Daniel King refuses to follow the evidence regarding the implications of biological semiotics, so Upright Biped asks him:
Are you suggesting we dig up Alan Turing and test the need for a symbol system expressive enough to describe an interpreter for itself? Are you wanting to test von Neumann’s mathematical structure of self-replication, or the validity of Crick’s adapter hypothesis? Are you uncertain whether or not the anticodon-to-amino acid association is isolated from the codon-to-anticodon association? Are you wanting to test Pattee’s epistemic cut between rate-independent control and rate-based dynamics? Are you wondering if amino acids can be derived from the spatial orientation of nucleobases? Are you wanting to know if Nirenberg had to demonstrate the code in order to discover it? Shall I go on, or have you got the point yet? There is no observation that I am making that is even controversial; the observations that are important to my argument are generally considered settled science.
The outstanding question is if genetic language and natural language require the same physical conditions in order to function. Not only is a test for that question provided on my website, but the answer to the question is already part of the scientific record – put there (repeatedly) by eminently well-trained researchers working within their specialties.
Matspirit jumps in and responds:
“Representation” and “translation” are not required for life and current OOL theory doesn’t suppose they existed in the First Living Thing. Representation and translation are much faster and more flexible than direct copying and once direct copy organisms began to evolve it they dominated and replaced the old system.
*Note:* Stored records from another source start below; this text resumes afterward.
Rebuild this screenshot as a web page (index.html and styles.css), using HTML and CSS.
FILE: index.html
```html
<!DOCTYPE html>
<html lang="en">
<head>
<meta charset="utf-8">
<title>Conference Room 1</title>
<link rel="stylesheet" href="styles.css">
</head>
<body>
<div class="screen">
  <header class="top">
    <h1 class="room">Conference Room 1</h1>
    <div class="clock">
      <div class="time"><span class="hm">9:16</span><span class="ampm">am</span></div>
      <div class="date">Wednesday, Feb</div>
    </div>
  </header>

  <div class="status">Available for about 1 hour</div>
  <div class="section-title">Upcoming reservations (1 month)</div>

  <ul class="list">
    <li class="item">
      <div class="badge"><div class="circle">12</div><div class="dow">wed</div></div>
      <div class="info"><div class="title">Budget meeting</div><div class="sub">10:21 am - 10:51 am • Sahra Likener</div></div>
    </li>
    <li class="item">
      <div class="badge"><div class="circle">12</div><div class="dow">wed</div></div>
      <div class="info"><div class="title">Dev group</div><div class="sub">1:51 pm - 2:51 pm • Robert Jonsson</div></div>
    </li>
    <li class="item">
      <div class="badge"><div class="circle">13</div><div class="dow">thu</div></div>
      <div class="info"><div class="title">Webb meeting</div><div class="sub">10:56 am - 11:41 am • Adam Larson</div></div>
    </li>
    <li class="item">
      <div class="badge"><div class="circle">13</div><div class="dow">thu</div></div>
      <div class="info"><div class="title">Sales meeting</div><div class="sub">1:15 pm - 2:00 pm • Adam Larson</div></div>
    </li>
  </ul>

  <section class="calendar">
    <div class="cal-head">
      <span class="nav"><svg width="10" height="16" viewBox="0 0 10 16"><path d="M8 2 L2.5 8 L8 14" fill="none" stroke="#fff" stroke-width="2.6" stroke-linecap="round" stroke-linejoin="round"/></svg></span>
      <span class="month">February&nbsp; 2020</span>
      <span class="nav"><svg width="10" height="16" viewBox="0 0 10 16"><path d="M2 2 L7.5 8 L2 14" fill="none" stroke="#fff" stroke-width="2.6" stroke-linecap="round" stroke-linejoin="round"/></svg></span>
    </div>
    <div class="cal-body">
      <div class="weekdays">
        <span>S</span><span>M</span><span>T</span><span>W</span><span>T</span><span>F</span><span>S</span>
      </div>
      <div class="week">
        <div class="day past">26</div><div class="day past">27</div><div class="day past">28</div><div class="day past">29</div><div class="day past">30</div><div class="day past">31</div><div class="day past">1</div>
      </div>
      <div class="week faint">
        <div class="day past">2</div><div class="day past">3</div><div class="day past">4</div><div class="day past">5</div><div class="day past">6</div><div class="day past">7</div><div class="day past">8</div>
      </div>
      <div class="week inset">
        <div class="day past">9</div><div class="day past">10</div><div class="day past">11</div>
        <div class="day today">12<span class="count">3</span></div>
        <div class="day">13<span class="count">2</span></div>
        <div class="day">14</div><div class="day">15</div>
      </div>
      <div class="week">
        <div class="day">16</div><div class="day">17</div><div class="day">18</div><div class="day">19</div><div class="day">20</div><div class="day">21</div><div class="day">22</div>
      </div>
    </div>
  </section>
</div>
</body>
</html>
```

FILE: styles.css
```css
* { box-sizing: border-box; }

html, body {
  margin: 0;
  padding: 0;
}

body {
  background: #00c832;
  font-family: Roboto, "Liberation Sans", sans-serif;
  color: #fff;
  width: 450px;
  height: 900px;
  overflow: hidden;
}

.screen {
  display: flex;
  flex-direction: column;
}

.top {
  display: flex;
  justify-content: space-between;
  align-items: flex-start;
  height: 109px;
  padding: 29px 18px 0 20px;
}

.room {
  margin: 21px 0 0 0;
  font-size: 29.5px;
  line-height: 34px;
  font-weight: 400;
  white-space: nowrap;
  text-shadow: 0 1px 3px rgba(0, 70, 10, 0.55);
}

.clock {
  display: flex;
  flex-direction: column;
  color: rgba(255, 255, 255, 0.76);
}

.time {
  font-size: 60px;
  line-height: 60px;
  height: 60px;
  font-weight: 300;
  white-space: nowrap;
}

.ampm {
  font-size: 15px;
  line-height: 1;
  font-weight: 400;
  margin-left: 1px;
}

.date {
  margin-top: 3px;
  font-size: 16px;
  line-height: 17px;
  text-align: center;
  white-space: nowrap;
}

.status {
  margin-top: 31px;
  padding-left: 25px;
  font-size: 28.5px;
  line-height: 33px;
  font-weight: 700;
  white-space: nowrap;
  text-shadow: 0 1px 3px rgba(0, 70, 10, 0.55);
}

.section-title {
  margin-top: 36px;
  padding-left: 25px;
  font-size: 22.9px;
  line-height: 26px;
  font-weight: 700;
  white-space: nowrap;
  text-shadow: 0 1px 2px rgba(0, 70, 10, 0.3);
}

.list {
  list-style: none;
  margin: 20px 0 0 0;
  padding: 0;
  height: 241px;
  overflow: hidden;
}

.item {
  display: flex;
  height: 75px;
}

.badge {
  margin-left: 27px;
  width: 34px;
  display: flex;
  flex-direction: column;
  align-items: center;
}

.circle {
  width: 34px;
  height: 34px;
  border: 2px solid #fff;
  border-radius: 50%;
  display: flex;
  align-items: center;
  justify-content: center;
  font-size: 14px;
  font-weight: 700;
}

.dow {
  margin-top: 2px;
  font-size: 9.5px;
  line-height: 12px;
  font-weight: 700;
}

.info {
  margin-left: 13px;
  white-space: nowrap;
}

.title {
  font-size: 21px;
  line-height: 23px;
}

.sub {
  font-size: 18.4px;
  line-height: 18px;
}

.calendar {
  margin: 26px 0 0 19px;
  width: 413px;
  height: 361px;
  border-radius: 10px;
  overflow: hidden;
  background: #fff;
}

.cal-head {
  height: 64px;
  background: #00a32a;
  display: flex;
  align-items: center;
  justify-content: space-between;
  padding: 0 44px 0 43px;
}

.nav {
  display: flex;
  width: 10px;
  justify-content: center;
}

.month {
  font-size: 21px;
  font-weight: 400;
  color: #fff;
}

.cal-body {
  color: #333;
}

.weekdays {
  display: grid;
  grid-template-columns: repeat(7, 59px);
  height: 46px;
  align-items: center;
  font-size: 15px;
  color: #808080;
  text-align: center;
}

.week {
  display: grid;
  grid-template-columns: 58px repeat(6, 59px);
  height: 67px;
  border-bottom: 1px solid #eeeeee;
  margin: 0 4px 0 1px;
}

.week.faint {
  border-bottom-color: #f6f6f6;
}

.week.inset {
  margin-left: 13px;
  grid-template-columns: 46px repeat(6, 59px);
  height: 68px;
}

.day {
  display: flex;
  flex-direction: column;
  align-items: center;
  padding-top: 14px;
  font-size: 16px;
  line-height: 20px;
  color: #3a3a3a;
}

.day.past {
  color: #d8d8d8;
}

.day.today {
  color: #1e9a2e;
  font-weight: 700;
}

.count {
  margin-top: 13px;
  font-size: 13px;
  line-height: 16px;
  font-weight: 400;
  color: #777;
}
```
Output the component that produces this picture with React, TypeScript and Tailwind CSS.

But representation and translation systems weren’t possible until direct copying life evolved them.
None of this should be a surprise to anybody, it’s not exactly a secret. But the “no life without representation and translation” theory does have one big thing going for it from an ID/creationist viewpoint: it makes OOL look impossibly difficult.
This is just astonishing. The degree of materialist fideism entailed in this passage boggles the mind. Representation and translation are absolutely essential to materialist evolutionary theory, except when they were not at a time when they could not, in principle, exist. Then they were entirely dispensable.
Here is a pictorial representation of Matspirit’s argument:
And here is how you have to hold your teeth while maintaining Matspirit’s narrative:
To his credit, Matspirit does recognize the implications of accepting the evidence on its face. He writes: “the ‘no life without representation and translation’ theory . . .makes OOL look impossibly difficult.” If by “OOL” one means “materialist OOL,” that is exactly right Matspirit. And if one is committed to the materialist narrative even at the expense of logic and evidence, this is a huge problem. Because, as demonstrated above, it makes you say (and tell yourself that you believe) aggressively stupid things.